**Work to do**: Leave out all pictures and return, exactly as written, the lines from the line containing "Rebuild this screenshot" to the line containing "import React from 'react';", both ends kept.

**Records with interface code**:

-----

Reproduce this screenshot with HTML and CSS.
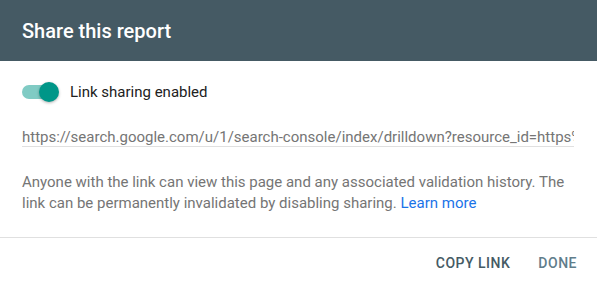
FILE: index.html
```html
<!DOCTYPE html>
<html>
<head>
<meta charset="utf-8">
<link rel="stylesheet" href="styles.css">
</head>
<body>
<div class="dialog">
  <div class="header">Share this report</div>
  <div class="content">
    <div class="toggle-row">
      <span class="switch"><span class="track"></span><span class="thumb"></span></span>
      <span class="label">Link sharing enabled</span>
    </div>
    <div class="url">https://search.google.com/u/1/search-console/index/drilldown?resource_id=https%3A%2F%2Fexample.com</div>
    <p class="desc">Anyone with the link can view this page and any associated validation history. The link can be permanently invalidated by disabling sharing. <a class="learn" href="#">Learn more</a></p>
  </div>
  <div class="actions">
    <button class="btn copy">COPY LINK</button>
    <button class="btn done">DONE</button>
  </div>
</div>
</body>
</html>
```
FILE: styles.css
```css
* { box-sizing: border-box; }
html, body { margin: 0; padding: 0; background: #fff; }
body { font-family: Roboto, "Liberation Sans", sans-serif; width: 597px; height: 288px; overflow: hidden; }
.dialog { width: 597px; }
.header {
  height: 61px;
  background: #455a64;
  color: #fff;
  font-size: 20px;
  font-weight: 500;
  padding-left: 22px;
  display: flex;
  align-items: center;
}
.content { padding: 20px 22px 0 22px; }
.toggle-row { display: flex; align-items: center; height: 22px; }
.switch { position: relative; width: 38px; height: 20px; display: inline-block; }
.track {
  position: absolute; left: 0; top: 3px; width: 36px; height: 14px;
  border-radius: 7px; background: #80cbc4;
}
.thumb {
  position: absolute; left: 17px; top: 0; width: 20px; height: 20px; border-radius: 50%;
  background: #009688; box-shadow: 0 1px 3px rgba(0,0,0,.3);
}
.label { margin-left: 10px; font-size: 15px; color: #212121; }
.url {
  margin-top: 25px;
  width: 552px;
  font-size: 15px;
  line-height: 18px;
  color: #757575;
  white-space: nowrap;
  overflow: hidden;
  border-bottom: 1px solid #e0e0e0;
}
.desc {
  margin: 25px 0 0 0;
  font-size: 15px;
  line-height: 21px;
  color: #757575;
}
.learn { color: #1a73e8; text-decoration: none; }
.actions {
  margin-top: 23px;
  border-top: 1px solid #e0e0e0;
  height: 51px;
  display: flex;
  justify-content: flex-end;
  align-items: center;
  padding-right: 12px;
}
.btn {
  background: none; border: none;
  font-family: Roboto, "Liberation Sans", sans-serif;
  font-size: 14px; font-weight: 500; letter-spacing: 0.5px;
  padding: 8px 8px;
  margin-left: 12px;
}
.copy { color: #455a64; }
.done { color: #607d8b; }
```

-----

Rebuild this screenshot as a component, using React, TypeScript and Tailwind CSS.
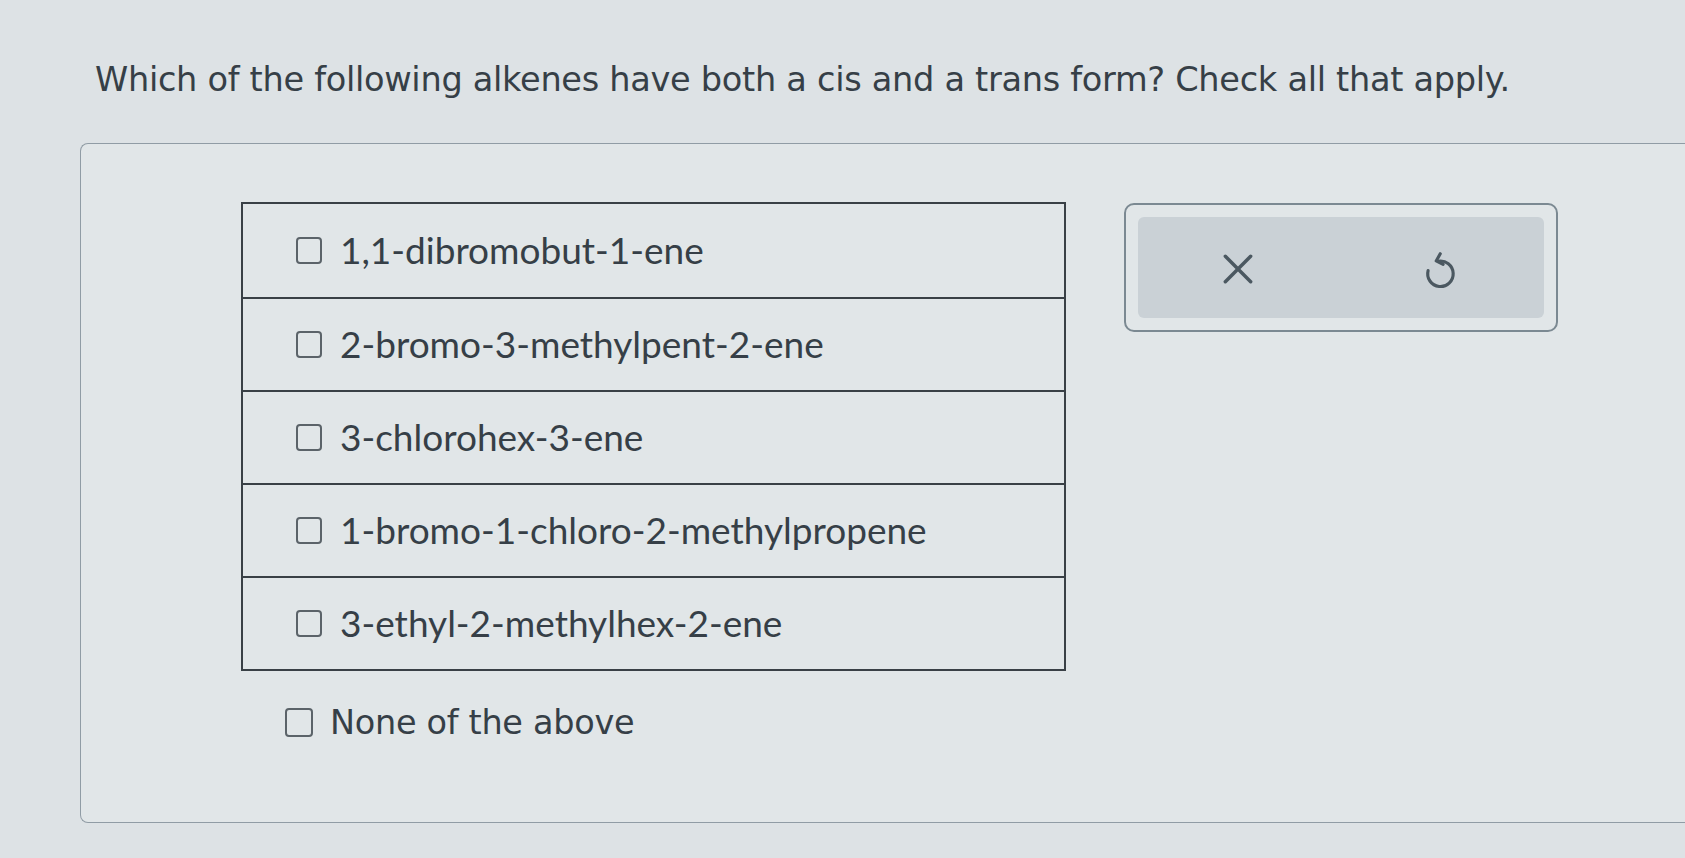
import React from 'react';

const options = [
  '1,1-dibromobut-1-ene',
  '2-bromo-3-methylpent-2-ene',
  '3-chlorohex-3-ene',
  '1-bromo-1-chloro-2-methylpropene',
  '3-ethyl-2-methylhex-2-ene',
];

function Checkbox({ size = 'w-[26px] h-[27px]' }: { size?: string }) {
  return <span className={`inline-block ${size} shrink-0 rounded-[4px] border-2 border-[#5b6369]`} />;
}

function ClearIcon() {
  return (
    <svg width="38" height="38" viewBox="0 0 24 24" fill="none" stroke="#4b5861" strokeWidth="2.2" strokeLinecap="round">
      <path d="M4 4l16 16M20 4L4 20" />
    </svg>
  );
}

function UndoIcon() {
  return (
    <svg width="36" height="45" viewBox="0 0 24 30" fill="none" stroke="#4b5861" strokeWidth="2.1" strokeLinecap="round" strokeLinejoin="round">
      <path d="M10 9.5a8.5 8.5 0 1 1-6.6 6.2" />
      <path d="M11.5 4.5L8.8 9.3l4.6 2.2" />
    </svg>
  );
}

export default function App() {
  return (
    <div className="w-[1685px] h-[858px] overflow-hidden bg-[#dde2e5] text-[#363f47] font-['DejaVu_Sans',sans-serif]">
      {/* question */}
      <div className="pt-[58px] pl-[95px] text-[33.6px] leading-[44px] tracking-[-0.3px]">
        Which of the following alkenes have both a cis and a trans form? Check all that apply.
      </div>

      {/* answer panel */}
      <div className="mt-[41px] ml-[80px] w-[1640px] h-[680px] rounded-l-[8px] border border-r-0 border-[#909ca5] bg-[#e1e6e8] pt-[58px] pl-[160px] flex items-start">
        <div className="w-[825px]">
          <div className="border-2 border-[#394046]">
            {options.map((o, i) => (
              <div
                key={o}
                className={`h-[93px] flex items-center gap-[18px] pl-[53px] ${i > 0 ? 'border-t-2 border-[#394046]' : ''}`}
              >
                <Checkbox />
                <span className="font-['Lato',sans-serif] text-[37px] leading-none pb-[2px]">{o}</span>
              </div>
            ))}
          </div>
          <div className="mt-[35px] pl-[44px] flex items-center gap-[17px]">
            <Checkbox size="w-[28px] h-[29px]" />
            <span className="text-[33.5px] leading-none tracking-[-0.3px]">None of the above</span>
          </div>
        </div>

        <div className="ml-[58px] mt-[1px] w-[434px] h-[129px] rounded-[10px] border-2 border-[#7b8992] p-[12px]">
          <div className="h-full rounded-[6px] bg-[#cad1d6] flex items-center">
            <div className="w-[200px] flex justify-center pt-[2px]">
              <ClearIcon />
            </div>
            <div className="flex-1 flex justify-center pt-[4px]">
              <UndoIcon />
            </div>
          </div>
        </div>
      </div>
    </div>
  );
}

-----

**Solution to this problem**:
Rebuild this screenshot as a component, using React, TypeScript and Tailwind CSS.
import React from 'react';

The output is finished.